BOYS DO CRYIt took a cartoon robot to help 8-year-old boys everywhere grapple with human mortality.
By
Tom Horgen, Star TribuneIt was the whimper heard around the world. Eight-year-old boys everywhere were in tears. • It was 1986 and
Transformers, one of the decade's most beloved cartoons (among 8-year-olds), had made it to the big screen. It was a monumental event (well, if you were eight), but something bad was about to happen. I was sitting next to my dad in some sticky little theater in northern Minnesota when that moment of complete and utter devastation came. •
Optimus Prime died.
Today that name sounds more like some doohickey for your laptop. Back then it was the name of our hero. Optimus was the leader of the good robots who fought against the bad robots for the fate of mankind.
But they killed him. Boys aren't supposed to cry, they say. But all over the theater, we wept like babies.
It was an experience I buried (the crying part), until I came across the old videos at Blockbuster or heard it mentioned on one of those silly VH1
I Love the '80s shows. I mean, we shed tears for a robot -- a cartoon robot. A cartoon robot created just to make us buy the toys.

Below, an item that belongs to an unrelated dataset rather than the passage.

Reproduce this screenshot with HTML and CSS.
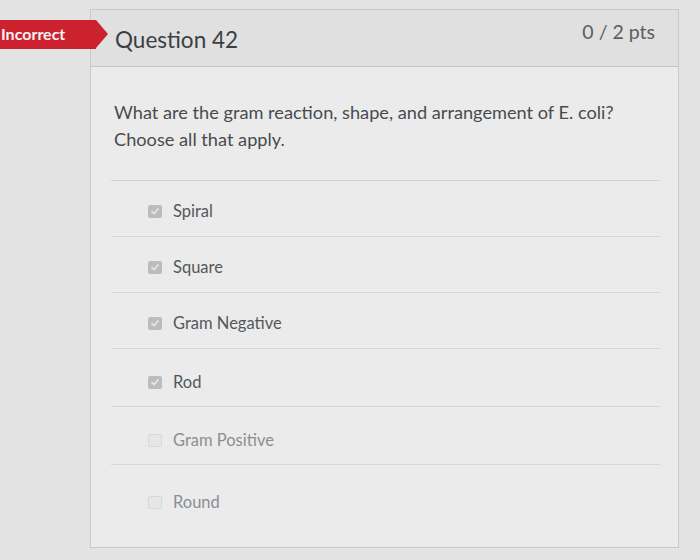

But Optimus meant something to us. He was strong and noble, and there for us every morning on TV. No major character had ever died in cartoons. For some of us, it was the first time we had experienced the death of someone we "knew" -- and loved. And Optimus didn't just pass away: He was killed in action, brutally.
So the minute I heard there was a new special-edition DVD release this fall marking the movie's 20th anniversary, I went running through Big Box's sliding glass doors. I hadn't seen it in years (there was a crappy DVD version a few years ago that everyone ignored).
I was reaching back for something from childhood. But was it how I remembered? Surprisingly, yes. Watching it again was like reaffirming the truth in my memory. His death was still something special.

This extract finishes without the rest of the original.